Consumer might skip offsets

kodemaniak commented 6 years ago

We are facing a strange behaviour using reactive-kafka.

We are consuming a single topic with 256 partitions and about 2.5 Million messages. From that log we build a view on our data and strongly require at-least-once message semantics in the consumer in order to correctly build the view.

We experienced a lot of exceptions resulting from events that have been skipped, e.g., an update message coming in for a given entity without the corresponding create message creating that entity in the first place.
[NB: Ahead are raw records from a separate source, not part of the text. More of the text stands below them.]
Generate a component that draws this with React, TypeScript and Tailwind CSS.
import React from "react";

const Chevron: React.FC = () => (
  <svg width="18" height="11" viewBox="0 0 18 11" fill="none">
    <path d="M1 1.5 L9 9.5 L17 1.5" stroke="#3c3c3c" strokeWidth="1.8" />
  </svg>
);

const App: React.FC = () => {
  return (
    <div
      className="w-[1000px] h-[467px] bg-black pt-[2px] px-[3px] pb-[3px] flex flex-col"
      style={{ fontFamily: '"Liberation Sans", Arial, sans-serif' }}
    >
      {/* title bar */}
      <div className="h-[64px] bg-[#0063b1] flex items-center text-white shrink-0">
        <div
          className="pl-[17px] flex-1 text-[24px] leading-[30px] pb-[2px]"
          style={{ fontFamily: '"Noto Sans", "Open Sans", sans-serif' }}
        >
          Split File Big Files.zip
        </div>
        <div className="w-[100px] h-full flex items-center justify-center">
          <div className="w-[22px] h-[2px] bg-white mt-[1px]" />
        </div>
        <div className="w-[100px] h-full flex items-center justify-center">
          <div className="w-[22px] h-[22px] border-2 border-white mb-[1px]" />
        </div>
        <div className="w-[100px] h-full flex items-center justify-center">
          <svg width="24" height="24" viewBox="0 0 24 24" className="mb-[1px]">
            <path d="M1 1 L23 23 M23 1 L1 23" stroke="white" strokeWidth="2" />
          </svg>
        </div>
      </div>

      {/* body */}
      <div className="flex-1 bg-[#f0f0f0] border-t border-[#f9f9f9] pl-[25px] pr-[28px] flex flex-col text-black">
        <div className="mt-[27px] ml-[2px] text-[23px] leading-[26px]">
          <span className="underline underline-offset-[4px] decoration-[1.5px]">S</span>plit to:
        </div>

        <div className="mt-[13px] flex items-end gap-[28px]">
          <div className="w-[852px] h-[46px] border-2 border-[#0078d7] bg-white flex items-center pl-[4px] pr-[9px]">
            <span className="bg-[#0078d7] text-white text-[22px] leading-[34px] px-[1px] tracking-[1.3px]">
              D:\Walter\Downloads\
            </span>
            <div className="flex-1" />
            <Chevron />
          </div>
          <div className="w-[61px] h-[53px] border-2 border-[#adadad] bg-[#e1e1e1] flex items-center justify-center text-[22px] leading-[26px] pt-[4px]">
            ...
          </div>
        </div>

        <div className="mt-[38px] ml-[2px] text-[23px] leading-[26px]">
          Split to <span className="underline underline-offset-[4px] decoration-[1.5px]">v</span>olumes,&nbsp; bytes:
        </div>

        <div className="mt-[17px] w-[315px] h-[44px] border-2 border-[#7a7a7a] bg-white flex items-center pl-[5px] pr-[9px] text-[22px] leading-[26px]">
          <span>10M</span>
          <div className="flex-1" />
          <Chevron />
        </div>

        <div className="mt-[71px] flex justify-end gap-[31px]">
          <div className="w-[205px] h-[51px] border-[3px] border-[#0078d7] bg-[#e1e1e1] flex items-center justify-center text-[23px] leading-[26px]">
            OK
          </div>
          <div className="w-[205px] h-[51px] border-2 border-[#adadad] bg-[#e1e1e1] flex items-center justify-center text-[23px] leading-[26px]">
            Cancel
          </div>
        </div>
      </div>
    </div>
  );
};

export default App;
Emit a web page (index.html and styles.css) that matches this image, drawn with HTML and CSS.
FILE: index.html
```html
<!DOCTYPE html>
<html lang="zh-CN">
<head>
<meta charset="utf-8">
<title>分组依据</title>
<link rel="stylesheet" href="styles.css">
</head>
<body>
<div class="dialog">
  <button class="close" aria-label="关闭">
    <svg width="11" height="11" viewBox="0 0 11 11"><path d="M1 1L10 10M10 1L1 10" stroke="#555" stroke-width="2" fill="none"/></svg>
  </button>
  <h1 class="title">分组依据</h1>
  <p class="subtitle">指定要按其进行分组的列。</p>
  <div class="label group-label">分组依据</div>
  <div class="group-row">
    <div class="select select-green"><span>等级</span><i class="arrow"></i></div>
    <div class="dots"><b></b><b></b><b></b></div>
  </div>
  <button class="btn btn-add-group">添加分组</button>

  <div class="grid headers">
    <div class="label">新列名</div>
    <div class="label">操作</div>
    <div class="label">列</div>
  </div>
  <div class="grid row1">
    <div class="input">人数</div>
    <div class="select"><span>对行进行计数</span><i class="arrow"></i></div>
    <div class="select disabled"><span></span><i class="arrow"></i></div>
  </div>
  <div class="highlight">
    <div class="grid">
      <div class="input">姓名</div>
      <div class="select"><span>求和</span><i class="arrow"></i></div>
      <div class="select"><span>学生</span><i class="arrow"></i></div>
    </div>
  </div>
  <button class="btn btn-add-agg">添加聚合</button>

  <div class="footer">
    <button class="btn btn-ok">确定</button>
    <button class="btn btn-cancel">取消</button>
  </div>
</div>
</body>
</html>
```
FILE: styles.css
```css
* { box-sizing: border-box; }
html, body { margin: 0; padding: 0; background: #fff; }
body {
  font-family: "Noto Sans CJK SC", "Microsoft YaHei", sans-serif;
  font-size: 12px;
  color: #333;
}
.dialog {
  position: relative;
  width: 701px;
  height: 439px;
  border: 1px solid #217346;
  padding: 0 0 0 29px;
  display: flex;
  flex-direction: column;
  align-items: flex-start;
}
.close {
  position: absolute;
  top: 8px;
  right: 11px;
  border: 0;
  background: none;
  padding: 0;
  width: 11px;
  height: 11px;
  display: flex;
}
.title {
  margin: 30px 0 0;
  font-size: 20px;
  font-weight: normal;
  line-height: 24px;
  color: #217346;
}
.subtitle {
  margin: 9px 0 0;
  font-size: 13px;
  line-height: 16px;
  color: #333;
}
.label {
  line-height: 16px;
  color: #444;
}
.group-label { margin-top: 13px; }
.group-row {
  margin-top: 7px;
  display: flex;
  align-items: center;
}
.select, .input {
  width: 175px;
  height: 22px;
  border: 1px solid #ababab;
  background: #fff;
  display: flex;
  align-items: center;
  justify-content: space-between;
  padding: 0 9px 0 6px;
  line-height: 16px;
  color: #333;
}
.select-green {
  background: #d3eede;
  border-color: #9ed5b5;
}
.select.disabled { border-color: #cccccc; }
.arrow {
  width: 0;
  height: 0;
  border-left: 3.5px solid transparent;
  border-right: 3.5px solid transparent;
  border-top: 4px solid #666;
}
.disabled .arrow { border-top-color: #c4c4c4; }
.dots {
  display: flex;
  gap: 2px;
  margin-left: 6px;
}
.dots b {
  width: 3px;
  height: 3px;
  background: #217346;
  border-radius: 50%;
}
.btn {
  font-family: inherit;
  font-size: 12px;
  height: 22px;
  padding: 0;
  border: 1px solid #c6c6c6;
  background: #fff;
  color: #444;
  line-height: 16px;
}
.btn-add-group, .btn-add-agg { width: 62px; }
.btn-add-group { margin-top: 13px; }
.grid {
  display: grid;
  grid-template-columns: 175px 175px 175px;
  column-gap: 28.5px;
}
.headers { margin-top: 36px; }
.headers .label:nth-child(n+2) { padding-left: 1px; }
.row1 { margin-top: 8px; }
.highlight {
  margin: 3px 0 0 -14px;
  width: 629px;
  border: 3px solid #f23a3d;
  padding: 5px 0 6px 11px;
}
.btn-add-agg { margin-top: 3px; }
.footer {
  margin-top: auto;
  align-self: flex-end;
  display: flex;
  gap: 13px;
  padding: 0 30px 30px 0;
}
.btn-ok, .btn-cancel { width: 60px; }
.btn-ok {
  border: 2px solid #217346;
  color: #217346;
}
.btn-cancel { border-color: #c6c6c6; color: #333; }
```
We wrote some tooling to check whether the events are in the correct partition and are stored in the right order and were able to confirm that the log (i.e. the topic/partition) is in the expected state.
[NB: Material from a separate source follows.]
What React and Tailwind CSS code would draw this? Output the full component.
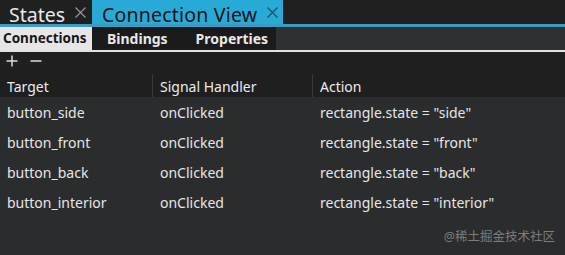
import React from "react";

const rows = [
  { target: "button_side", handler: "onClicked", action: 'rectangle.state = "side"' },
  { target: "button_front", handler: "onClicked", action: 'rectangle.state = "front"' },
  { target: "button_back", handler: "onClicked", action: 'rectangle.state = "back"' },
  { target: "button_interior", handler: "onClicked", action: 'rectangle.state = "interior"' },
];

const CloseIcon = ({ className }) => (
  <svg width="11" height="11" viewBox="0 0 11 11" className={className}>
    <path d="M0.5 0.5 L10.5 10.5 M10.5 0.5 L0.5 10.5" stroke="currentColor" strokeWidth="1.1" fill="none" />
  </svg>
);

export default function App() {
  return (
    <div
      className="w-[565px] h-[255px] bg-[#2b2c2e] text-[#e4e4e4] overflow-hidden flex flex-col relative"
      style={{ fontFamily: '"Noto Sans", "Open Sans", sans-serif' }}
    >
      {/* document tabs */}
      <div className="h-[27px] flex bg-[#202020] border-b-[3px] border-[#3a9cc2] shrink-0">
        <div className="w-[92px] flex items-start pl-[9px] gap-[10px]">
          <span className="text-[19.5px] leading-normal text-[#e8e8e8]">States</span>
          <CloseIcon className="text-[#9a9a9a] mt-[7px]" />
        </div>
        <div className="w-[191px] bg-[#29a9d6] flex items-start pl-[10px] gap-[10px]">
          <span className="text-[19.5px] leading-normal text-[#141414] tracking-[0.2px]">Connection View</span>
          <CloseIcon className="text-[#1b4e61] mt-[7px]" />
        </div>
      </div>

      {/* sub tabs */}
      <div className="h-[23px] flex bg-[#2e3032] shrink-0 text-[13.5px] font-bold">
        <div className="w-[92px] bg-[#e6e6e6] text-[#161616] flex items-center pl-[3px]">Connections</div>
        <div className="w-[184px] bg-[#1b1b1b] text-[#e8e8e8] flex items-center gap-[28px] pl-[15px] text-[14px]">
          <span>Bindings</span>
          <span>Properties</span>
        </div>
      </div>
      <div className="h-[2px] bg-[#e2e2e2] shrink-0" />

      {/* toolbar + header */}
      <div className="bg-[#1f1f1f] shrink-0">
        <div className="h-[18px] flex items-center gap-[12px] pl-[6px] text-[#dcdcdc]">
          <svg width="12" height="12" viewBox="0 0 12 12">
            <path d="M6 0.5 V11.5 M0.5 6 H11.5" stroke="currentColor" strokeWidth="1.5" />
          </svg>
          <svg width="12" height="12" viewBox="0 0 12 12">
            <path d="M0.5 6 H11.5" stroke="currentColor" strokeWidth="1.5" />
          </svg>
        </div>
        <div className="h-[27px] grid grid-cols-[152px_160px_1fr] items-end text-[14px] text-[#ececec]">
          {["Target", "Signal Handler", "Action"].map((h, i) => (
            <div
              key={h}
              className={`h-[23px] flex items-center pl-[7px] ${i > 0 ? "border-l border-[#3a3a3a]" : ""}`}
            >
              <span className="mt-[2px]">{h}</span>
            </div>
          ))}
        </div>
      </div>

      {/* rows */}
      <div className="flex flex-col text-[14px] text-[#e6e6e6]">
        {rows.map((r) => (
          <div key={r.target} className="h-[30px] grid grid-cols-[152px_160px_1fr] items-center">
            <div className="pl-[7px]">{r.target}</div>
            <div className="pl-[8px]">{r.handler}</div>
            <div className="pl-[8px]">{r.action}</div>
          </div>
        ))}
      </div>

      <div
        className="absolute right-[10px] bottom-[8px] text-[12.5px] text-[#7c7c7c]"
        style={{ fontFamily: '"Noto Sans", "Noto Sans CJK SC", sans-serif' }}
      >
        @稀土掘金技术社区
      </div>
    </div>
  );
}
After a lot of debugging we think we have reduced the problem to reactive-kafka. We use a partitioned commitable source and consume each partition separately. Due to some internal issues the processing of the messages was rather slow on our side. This triggered a couple of timeouts on our side but also on the kafka consumer side, in turn leading to a lot of rebalances. Regarding the Kafka documentation this is expected and can be fine tuned using timeout settings and the ConsumerConfig.MAX_POLL_RECORDS_CONFIG. However, the experienced behaviour that messages are skipped should not occur.

It seems a topic that is being rebalanced onto the same node reuses the KafkaConsumer and skips exactly ConsumerConfig.MAX_POLL_RECORDS_CONFIG records. Our assumption is that as long as the consumer is the same, it will never reset it's internal state but request new messages from the broker (ConsumerConfig.MAX_POLL_RECORDS_CONFIG records in one reqeust to the broker). We assume that the KafkaConsumer relies on a restart/recreation of the consumer when something fails during processing in order to restart from the last committed offset. When we change the `MAX_POLL_RECORDS_CONFIG' to different values, the number of skipped messages is always consistent with that setting.
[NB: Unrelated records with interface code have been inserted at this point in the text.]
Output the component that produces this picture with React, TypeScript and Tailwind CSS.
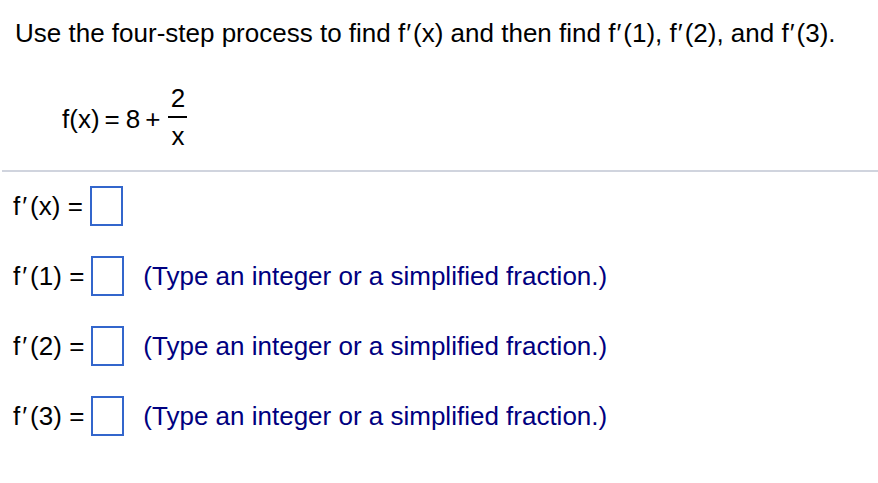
const hint = '(Type an integer or a simplified fraction.)'

function AnswerBox() {
  return <span className="inline-block w-[33px] h-[40px] border-2 border-[#3366cc] bg-white" />
}

function Prime({ arg }: { arg: string }) {
  return (
    <span>
      f<span className="ml-[2px] mr-[3px]">′</span>({arg}) =
    </span>
  )
}

const rows = [
  { arg: '1' },
  { arg: '2' },
  { arg: '3' },
]

export default function App() {
  return (
    <div className="w-[878px] h-[483px] bg-white text-black font-['Liberation_Sans',Arial,sans-serif] text-[26px] overflow-hidden">
      <p className="pl-[15px] pt-[19px] leading-[29px] whitespace-nowrap">
        Use the four-step process to find f<span className="ml-[1px] mr-[2px]">′</span>(x) and then find f<span className="ml-[1px] mr-[2px]">′</span>(1),
        f<span className="ml-[1px] mr-[2px]">′</span>(2), and f<span className="ml-[1px] mr-[2px]">′</span>(3).
      </p>

      {/* given function */}
      <div className="flex items-start pl-[62px] mt-[37px]">
        <div className="flex pt-[21px] leading-[26px]">
          <span>f(x)</span>
          <span className="ml-[5px]">=</span>
          <span className="ml-[6px]">8</span>
          <span className="ml-[5px]">+</span>
        </div>
        <div className="ml-[8px] flex flex-col items-center w-[19px]">
          <span className="leading-[26px]">2</span>
          <span className="mt-[5px] h-[2px] w-[19px] bg-black" />
          <span className="mt-[5px] leading-[26px]">x</span>
        </div>
      </div>

      <div className="mt-[21px] ml-[2px] h-[2px] bg-[#d0d4de]" />

      <div className="pl-[13px] pt-[14px] flex flex-col gap-[30px]">
        <div className="flex items-center h-[40px]">
          <span className="mr-[7px]"><Prime arg="x" /></span>
          <AnswerBox />
        </div>
        {rows.map(r => (
          <div key={r.arg} className="flex items-center h-[40px]">
            <span className="mr-[7px]"><Prime arg={r.arg} /></span>
            <AnswerBox />
            <span className="ml-[19px] text-[#000080]">{hint}</span>
          </div>
        ))}
      </div>
    </div>
  )
}
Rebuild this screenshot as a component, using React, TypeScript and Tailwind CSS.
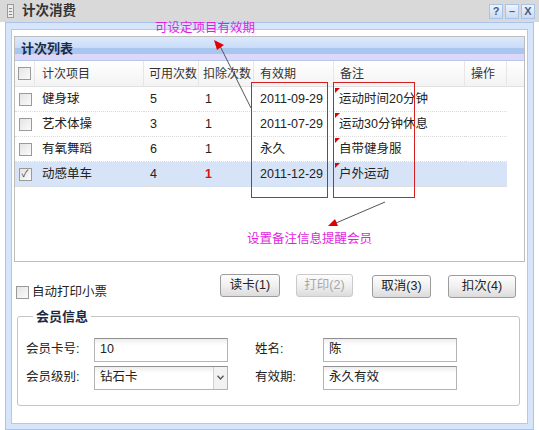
import React from 'react'

type Row = { name: string; avail: string; deduct: string; expiry: string; note: string; checked?: boolean }

const ROWS: Row[] = [
  { name: '健身球', avail: '5', deduct: '1', expiry: '2011-09-29', note: '运动时间20分钟' },
  { name: '艺术体操', avail: '3', deduct: '1', expiry: '2011-07-29', note: '运动30分钟休息' },
  { name: '有氧舞蹈', avail: '6', deduct: '1', expiry: '永久', note: '自带健身服' },
  { name: '动感单车', avail: '4', deduct: '1', expiry: '2011-12-29', note: '户外运动', checked: true },
]

function Check({ checked }: { checked?: boolean }) {
  return (
    <span className="w-[13px] h-[13px] shrink-0 border border-[#9a9a9a] bg-gradient-to-br from-[#e4e4e4] to-[#fbfbfb] flex items-center justify-center text-[10px] leading-none text-[#444]">
      {checked ? '✓' : ''}
    </span>
  )
}

function Btn({ label, disabled, w }: { label: string; disabled?: boolean; w: string }) {
  return (
    <button
      className={`${w} h-[23px] shrink-0 rounded-[3px] border text-[12.5px] whitespace-nowrap bg-gradient-to-b from-[#fdfdfd] via-[#f0f0f0] to-[#dcdcdc] ${disabled ? 'border-[#cacaca] text-[#a8a8a8]' : 'border-[#9c9c9c] text-[#222]'}`}
    >
      {label}
    </button>
  )
}

function Field({ value, select }: { value: string; select?: boolean }) {
  return (
    <div className="w-[134px] h-[24px] border border-[#b4b4b4] border-t-[#8f8f8f] bg-gradient-to-b from-[#eeeeee] to-white to-[30%] flex items-center">
      <span className="flex-1 pl-[5px] text-[12.5px] text-[#222]">{value}</span>
      {select && (
        <span className="w-[14px] h-full border-l border-[#d0d0d0] bg-[#f2f2f2] flex items-center justify-center">
          <svg width="7" height="5" viewBox="0 0 7 5"><path d="M0.5 0.8 L3.5 4 L6.5 0.8" fill="none" stroke="#555" strokeWidth="1.3" /></svg>
        </span>
      )}
    </div>
  )
}

export default function App() {
  const cols = 'grid grid-cols-[20px_109px_55px_55px_80px_131px_42px_20px]'
  const cell = 'flex items-center whitespace-nowrap border-b border-dotted border-[#dcdcdc]'
  return (
    <div className="relative w-[539px] h-[430px] overflow-hidden bg-white font-['Liberation_Sans','Noto_Sans_CJK_SC',sans-serif] text-[#222]">
      {/* title bar */}
      <div className="h-[22px] bg-[#d9d9d9] flex items-center pl-[7px] pr-[4px]">
        <span className="w-[7px] h-[14px] border border-[#9a9a9a] bg-[#ececec] flex flex-col justify-center gap-[2px] px-[1px]">
          <span className="h-px bg-[#888]" />
          <span className="h-px bg-[#888]" />
          <span className="h-px bg-[#888]" />
        </span>
        <span className="ml-[8px] text-[13.5px] font-bold text-[#333]">计次消费</span>
        <div className="ml-auto flex gap-[2px]">
          {['?', '–', 'X'].map(c => (
            <span key={c} className="w-[14px] h-[15px] border border-[#a9c3e6] bg-gradient-to-b from-[#eef4fd] to-[#c9dbf4] flex items-center justify-center text-[11px] font-bold text-[#4a5f80] leading-none">
              {c}
            </span>
          ))}
        </div>
      </div>

      {/* frame */}
      <div className="h-[408px] mx-[5px] border border-[#aac4ea] bg-[#d6e5f9] px-[5px] pt-[6px] pb-[5px]">
        <div className="h-full bg-white border border-[#b3c9ea] px-[2px] pt-[6px] flex flex-col">
          {/* grid */}
          <div className="h-[226px] border border-[#bdbdbd] flex flex-col">
            <div className="h-[24px] flex flex-col border-b border-[#b9c8e6]">
              <div className="h-[11px] bg-gradient-to-b from-[#dce9fc] to-[#c9dcf8] relative">
                <span className="absolute left-[6px] top-[5px] text-[13px] font-bold text-[#1d2a44] leading-none">计次列表</span>
              </div>
              <div className="h-[6px] bg-[#a9c6ee]" />
              <div className="flex-1 bg-[#dcd8fa]" />
            </div>
            <div className={`${cols} h-[26px] bg-gradient-to-b from-white to-[#f3f3f3] border-b border-[#e2e2e2] text-[12px] text-[#333] whitespace-nowrap`}>
              <div className="flex items-center justify-center border-r border-[#e6e6e6]"><Check /></div>
              <div className="flex items-center pl-[7px] border-r border-[#e6e6e6]">计次项目</div>
              <div className="flex items-center pl-[5px] border-r border-[#e6e6e6]">可用次数</div>
              <div className="flex items-center pl-[4px] border-r border-[#e6e6e6]">扣除次数</div>
              <div className="flex items-center pl-[6px] border-r border-[#e6e6e6]">有效期</div>
              <div className="flex items-center pl-[6px] border-r border-[#e6e6e6]">备注</div>
              <div className="flex items-center pl-[6px] border-r border-[#e6e6e6]">操作</div>
              <div />
            </div>
            {ROWS.map(r => {
              const bg = r.checked ? 'bg-[#d7e4f7]' : ''
              return (
                <div key={r.name} className={`${cols} h-[25px] text-[12.5px]`}>
                  <div className={`${cell} justify-center ${bg}`}><Check checked={r.checked} /></div>
                  <div className={`${cell} pl-[7px] ${bg}`}>{r.name}</div>
                  <div className={`${cell} pl-[6px] ${bg}`}>{r.avail}</div>
                  <div className={`${cell} pl-[6px] ${bg} ${r.checked ? 'text-[#e01010] font-bold' : ''}`}>{r.deduct}</div>
                  <div className={`${cell} pl-[6px] ${bg}`}>{r.expiry}</div>
                  <div className={`${cell} relative pl-[5px] ${bg}`}>
                    <span className="absolute left-[1px] top-[1px] w-0 h-0 border-t-[5px] border-r-[5px] border-t-[#e00000] border-r-transparent" />
                    {r.note}
                  </div>
                  <div className={`border-b border-dotted border-[#dcdcdc] ${bg}`} />
                  <div />
                </div>
              )
            })}
          </div>

          {/* controls */}
          <div className="h-[23px] mt-[12px] flex items-center">
            <div className="w-[206px] shrink-0 flex items-center gap-[3px] pl-[2px] mt-[14px] whitespace-nowrap">
              <Check />
              <span className="text-[12.5px]">自动打印小票</span>
            </div>
            <div className="flex gap-[16px]">
              <Btn label="读卡(1)" w="w-[60px]" />
              <Btn label="打印(2)" disabled w="w-[57px]" />
            </div>
            <div className="ml-[19px]">
              <Btn label="取消(3)" w="w-[59px]" />
            </div>
            <div className="ml-[17px]">
              <Btn label="扣次(4)" w="w-[68px]" />
            </div>
          </div>

          {/* member info */}
          <fieldset className="mt-[10px] ml-[3px] w-[503px] h-[99px] border border-[#c4c4c4] rounded-[3px] px-[8px] pt-[11px]">
            <legend className="ml-[7px] px-[3px] text-[13px] font-bold text-[#1d2a44]">会员信息</legend>
            <div className="grid grid-cols-[68px_134px_27px_68px_134px] gap-y-[4px] items-center text-[12.5px]">
              <span>会员卡号:</span>
              <Field value="10" />
              <span />
              <span>姓名:</span>
              <Field value="陈" />
              <span>会员级别:</span>
              <Field value="钻石卡" select />
              <span />
              <span>有效期:</span>
              <Field value="永久有效" />
            </div>
          </fieldset>
        </div>
      </div>

      {/* annotations */}
      <div className="absolute left-[251px] top-[82px] w-[77px] h-[116px] border border-[#d42020]" />
      <div className="absolute left-[333px] top-[82px] w-[82px] h-[116px] border border-[#d42020]" />
      <span className="absolute left-[155px] top-[22px] text-[12.5px] text-[#e21fe0] leading-none whitespace-nowrap">可设定项目有效期</span>
      <span className="absolute left-[247px] top-[233px] text-[12.5px] text-[#e21fe0] leading-none whitespace-nowrap">设置备注信息提醒会员</span>
      <svg className="absolute left-0 top-0 pointer-events-none" width="539" height="430">
        <line x1="220" y1="46" x2="251" y2="108" stroke="#555" strokeWidth="1" />
        <polygon points="214,40 224,45 217,50" fill="#e00000" />
        <line x1="385" y1="202" x2="336" y2="223" stroke="#555" strokeWidth="1" />
        <polygon points="328,226 335,219 338,226" fill="#e00000" />
      </svg>
    </div>
  )
}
In our setting we also have messages that can be applied to the view independently of the previous messages, so that we actually successfully commit offsets after messages have been skipped. Therefore, we are basically ending up in a totally incomplete and irrecoverable state of the view.

Correct behaviour would be, IMO, that after a failure during the processing, the consumer needs to be reset to the last committed offset. This must probably be done by the KafkaConsumerActor by recreating the consumer.

patriknw commented 6 years ago

Interesting, would you be able to create a pull request?

kodemaniak commented 6 years ago

Yes, I will work on that and try to produce a pull request.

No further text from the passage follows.